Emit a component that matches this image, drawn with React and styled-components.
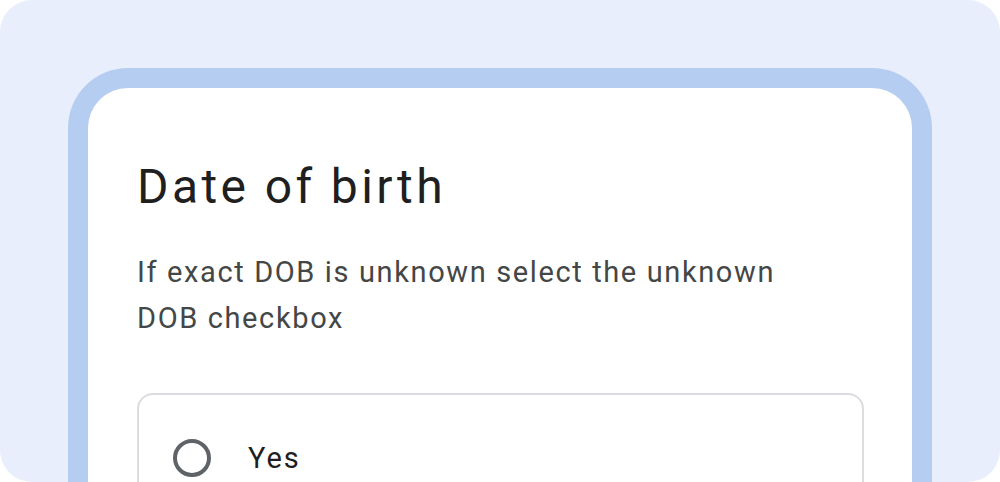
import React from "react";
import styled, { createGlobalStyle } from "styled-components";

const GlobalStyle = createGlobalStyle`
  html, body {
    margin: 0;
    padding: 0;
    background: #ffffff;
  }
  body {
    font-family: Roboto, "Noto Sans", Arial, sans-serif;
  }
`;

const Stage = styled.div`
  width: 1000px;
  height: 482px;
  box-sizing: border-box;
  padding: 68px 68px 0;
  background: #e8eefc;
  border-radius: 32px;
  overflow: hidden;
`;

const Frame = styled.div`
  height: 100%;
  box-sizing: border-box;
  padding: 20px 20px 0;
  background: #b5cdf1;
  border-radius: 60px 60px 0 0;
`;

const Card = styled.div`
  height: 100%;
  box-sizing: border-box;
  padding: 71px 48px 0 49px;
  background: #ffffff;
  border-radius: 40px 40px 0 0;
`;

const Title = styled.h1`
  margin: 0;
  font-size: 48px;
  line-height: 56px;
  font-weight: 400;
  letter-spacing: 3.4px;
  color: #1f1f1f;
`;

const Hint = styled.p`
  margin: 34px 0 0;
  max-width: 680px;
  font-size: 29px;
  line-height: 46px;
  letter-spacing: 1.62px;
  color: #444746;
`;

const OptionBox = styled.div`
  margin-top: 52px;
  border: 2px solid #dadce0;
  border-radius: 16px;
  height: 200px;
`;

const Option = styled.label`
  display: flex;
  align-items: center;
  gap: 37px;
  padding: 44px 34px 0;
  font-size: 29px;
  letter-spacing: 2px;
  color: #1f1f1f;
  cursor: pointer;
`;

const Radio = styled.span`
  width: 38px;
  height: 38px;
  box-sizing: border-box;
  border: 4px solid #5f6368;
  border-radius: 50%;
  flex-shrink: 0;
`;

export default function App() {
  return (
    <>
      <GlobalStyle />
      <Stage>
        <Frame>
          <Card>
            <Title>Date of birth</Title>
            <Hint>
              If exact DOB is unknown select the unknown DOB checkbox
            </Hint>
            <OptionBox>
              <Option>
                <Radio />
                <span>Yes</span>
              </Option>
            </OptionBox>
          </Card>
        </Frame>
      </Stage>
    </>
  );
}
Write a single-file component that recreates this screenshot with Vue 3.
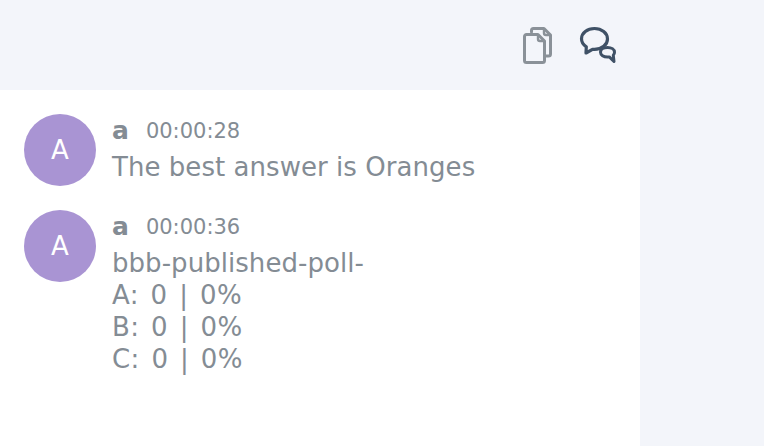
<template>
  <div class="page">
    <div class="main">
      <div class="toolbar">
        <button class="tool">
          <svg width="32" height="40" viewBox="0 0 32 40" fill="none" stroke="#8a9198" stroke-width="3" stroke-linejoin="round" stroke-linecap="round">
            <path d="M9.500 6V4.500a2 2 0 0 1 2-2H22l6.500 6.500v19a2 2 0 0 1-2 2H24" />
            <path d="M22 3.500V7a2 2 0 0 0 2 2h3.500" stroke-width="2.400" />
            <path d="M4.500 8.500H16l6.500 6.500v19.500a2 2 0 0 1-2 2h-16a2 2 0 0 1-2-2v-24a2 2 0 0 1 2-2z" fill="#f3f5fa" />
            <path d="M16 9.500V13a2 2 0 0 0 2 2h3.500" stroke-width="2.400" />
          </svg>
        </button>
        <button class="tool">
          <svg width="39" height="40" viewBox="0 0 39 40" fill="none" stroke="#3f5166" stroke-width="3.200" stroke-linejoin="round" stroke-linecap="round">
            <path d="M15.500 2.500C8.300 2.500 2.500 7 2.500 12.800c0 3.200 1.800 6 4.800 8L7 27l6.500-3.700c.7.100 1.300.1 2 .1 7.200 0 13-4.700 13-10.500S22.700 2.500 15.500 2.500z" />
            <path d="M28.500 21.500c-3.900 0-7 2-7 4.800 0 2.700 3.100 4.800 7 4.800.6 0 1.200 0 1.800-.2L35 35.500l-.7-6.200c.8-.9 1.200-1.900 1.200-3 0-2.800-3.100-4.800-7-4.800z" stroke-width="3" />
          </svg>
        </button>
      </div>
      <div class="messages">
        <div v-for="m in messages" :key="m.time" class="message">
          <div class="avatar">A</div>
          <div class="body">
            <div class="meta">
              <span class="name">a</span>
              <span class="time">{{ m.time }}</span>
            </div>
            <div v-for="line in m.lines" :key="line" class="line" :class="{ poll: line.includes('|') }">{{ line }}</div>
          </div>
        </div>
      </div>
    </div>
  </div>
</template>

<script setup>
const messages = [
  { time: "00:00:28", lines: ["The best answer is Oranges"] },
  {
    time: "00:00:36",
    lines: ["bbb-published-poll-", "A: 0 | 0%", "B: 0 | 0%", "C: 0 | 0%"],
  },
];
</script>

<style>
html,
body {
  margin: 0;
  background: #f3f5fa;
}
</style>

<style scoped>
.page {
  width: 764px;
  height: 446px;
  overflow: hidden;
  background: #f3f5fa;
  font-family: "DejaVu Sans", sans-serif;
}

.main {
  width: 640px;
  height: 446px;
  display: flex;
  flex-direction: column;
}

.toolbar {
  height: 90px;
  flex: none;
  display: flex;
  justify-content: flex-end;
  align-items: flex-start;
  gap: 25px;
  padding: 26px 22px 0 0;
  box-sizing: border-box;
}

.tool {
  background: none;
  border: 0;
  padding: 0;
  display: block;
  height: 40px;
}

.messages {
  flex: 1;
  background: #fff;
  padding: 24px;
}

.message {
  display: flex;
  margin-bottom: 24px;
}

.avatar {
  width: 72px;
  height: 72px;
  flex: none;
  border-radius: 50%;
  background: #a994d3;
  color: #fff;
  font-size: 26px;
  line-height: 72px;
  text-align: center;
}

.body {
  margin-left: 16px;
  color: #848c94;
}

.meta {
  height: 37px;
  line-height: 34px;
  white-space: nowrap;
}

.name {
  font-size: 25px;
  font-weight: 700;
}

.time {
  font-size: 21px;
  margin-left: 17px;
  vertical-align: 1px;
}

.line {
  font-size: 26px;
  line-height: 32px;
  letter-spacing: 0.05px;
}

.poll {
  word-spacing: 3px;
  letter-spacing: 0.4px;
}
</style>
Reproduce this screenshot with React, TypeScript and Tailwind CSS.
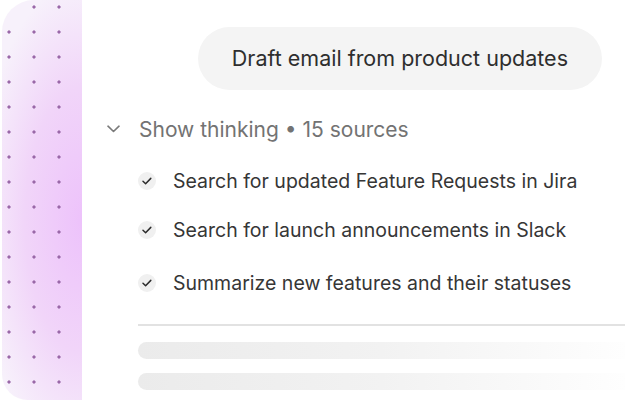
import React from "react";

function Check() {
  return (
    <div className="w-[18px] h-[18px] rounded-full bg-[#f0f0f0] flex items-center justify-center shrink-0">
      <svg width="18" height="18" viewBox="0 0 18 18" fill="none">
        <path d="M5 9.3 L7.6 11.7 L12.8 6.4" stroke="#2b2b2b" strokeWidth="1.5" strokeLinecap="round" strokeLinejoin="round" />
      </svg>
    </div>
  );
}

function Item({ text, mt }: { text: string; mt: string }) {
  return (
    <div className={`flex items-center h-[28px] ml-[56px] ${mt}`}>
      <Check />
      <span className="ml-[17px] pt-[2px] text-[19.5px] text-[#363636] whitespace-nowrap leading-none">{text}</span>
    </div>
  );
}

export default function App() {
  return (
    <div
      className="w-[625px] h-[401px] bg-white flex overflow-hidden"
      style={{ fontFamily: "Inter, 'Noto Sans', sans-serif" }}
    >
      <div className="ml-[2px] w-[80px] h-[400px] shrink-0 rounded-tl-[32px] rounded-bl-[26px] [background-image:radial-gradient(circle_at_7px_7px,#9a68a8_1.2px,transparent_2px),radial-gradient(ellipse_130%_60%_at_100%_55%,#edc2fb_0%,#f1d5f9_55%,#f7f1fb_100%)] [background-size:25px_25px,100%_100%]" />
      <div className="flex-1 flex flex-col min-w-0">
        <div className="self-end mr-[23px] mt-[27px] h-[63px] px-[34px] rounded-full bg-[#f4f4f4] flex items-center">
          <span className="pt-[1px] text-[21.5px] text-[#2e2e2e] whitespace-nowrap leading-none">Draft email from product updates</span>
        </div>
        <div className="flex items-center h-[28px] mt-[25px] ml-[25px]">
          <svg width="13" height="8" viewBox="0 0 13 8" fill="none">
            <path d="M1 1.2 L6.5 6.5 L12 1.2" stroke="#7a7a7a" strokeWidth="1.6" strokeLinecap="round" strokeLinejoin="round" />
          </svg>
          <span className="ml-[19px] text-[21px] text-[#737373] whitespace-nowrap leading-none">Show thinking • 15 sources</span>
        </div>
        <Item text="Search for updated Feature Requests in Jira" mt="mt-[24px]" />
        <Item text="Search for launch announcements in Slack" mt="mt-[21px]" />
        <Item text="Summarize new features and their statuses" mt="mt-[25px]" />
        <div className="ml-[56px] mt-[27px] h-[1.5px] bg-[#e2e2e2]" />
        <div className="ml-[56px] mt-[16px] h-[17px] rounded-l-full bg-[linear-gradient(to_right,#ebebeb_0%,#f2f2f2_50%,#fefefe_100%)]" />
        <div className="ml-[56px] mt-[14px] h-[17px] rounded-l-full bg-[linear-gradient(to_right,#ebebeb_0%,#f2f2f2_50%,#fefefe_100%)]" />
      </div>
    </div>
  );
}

===

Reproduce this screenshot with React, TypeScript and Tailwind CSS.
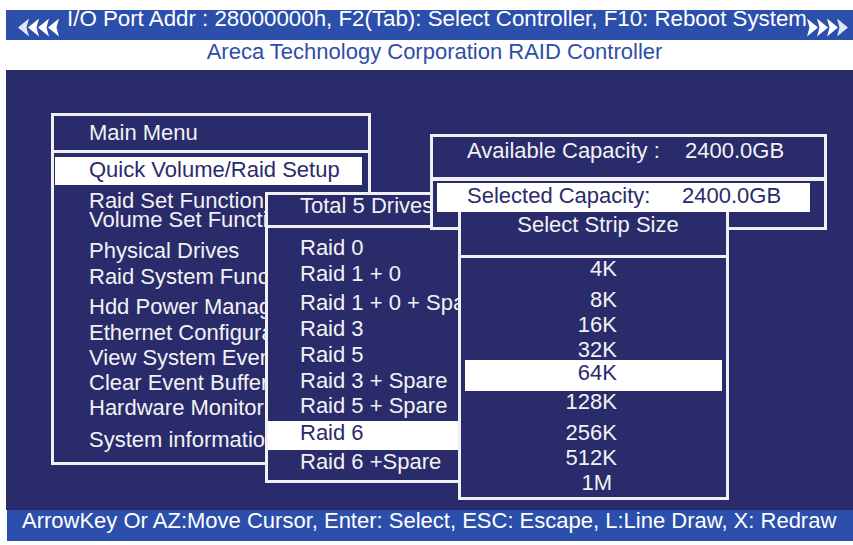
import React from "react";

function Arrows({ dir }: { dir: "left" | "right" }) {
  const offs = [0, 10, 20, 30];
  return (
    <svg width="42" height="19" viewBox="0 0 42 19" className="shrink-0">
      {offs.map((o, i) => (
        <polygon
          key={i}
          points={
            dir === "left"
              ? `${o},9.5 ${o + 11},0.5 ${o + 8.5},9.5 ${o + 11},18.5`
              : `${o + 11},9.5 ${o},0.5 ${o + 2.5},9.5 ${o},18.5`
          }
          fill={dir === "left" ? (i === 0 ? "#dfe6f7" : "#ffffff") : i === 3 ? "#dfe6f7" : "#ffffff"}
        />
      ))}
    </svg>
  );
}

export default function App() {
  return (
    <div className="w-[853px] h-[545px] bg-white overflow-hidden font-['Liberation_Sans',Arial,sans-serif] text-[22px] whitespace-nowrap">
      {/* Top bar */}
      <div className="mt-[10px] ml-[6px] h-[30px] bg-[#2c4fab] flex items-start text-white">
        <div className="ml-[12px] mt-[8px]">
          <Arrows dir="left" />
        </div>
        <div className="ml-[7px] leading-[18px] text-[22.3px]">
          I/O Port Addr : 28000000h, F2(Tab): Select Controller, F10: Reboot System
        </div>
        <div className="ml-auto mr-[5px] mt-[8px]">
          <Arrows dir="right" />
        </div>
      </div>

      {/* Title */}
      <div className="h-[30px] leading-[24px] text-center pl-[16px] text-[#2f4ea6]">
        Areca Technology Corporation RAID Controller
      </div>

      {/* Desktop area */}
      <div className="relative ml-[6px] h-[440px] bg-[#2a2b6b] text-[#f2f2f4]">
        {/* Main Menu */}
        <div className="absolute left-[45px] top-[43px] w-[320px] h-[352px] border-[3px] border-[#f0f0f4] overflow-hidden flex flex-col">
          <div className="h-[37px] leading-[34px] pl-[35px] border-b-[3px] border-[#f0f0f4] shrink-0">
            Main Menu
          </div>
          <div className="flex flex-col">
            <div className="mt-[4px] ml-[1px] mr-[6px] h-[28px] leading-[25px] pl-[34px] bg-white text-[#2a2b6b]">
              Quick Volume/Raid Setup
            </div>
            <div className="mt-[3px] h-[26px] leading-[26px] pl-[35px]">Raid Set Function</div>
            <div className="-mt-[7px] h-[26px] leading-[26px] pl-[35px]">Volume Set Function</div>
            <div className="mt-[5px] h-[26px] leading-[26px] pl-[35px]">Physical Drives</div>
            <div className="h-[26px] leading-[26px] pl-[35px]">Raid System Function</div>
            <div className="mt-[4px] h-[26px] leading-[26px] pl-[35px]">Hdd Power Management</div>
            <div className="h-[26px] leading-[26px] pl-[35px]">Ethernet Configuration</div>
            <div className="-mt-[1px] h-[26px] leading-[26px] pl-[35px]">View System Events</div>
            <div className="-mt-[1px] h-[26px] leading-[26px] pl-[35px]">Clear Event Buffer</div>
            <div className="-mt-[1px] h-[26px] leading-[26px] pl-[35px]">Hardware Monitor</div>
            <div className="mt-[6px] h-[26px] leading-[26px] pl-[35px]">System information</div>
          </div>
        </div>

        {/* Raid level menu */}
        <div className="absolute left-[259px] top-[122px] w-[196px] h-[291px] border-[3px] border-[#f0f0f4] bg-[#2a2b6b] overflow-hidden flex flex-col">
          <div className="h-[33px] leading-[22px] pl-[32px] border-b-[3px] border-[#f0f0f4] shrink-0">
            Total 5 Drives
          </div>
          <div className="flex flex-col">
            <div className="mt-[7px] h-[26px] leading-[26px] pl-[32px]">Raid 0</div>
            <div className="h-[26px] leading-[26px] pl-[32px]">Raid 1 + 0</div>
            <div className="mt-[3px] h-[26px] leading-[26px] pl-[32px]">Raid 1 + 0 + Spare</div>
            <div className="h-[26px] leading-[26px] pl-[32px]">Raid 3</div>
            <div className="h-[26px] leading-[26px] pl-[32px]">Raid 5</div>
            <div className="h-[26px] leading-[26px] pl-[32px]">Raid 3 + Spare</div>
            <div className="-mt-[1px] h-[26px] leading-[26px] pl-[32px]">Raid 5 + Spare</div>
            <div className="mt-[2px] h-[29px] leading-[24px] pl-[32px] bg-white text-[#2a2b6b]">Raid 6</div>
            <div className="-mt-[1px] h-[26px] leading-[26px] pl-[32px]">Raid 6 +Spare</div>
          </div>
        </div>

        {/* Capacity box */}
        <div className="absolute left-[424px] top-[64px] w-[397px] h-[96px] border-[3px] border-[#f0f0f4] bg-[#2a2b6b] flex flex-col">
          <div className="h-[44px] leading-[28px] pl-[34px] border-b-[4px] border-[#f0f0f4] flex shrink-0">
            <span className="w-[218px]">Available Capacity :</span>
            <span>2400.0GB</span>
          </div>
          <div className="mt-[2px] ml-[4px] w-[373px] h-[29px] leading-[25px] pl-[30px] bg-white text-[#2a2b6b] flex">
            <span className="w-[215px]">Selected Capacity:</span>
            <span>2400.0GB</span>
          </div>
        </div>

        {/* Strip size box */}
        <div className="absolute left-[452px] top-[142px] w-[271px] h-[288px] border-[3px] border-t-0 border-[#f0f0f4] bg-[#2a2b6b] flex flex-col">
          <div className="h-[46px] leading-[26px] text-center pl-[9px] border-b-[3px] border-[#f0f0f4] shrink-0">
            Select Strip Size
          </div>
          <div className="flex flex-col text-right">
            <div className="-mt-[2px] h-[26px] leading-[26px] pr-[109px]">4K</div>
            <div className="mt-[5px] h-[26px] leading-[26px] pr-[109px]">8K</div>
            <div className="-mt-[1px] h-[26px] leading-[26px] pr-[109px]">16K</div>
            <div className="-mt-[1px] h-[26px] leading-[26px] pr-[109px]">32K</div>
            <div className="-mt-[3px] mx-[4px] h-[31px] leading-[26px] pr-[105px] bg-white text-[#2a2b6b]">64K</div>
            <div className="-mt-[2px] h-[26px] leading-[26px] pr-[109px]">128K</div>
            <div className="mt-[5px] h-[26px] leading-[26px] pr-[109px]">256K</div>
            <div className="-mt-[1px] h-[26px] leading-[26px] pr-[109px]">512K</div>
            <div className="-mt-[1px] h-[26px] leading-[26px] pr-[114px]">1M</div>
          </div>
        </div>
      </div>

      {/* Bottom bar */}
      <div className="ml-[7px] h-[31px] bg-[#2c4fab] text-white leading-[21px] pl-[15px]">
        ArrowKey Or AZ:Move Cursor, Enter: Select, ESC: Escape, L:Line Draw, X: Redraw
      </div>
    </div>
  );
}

===

Aim of the task – Pick out all lines containing the string "image".

Written solution –
Emit a component that matches this image, drawn with React and styled-components.
      <div className="ml-[2px] w-[80px] h-[400px] shrink-0 rounded-tl-[32px] rounded-bl-[26px] [background-image:radial-gradient(circle_at_7px_7px,#9a68a8_1.2px,transparent_2px),radial-gradient(ellipse_130%_60%_at_100%_55%,#edc2fb_0%,#f1d5f9_55%,#f7f1fb_100%)] [background-size:25px_25px,100%_100%]" />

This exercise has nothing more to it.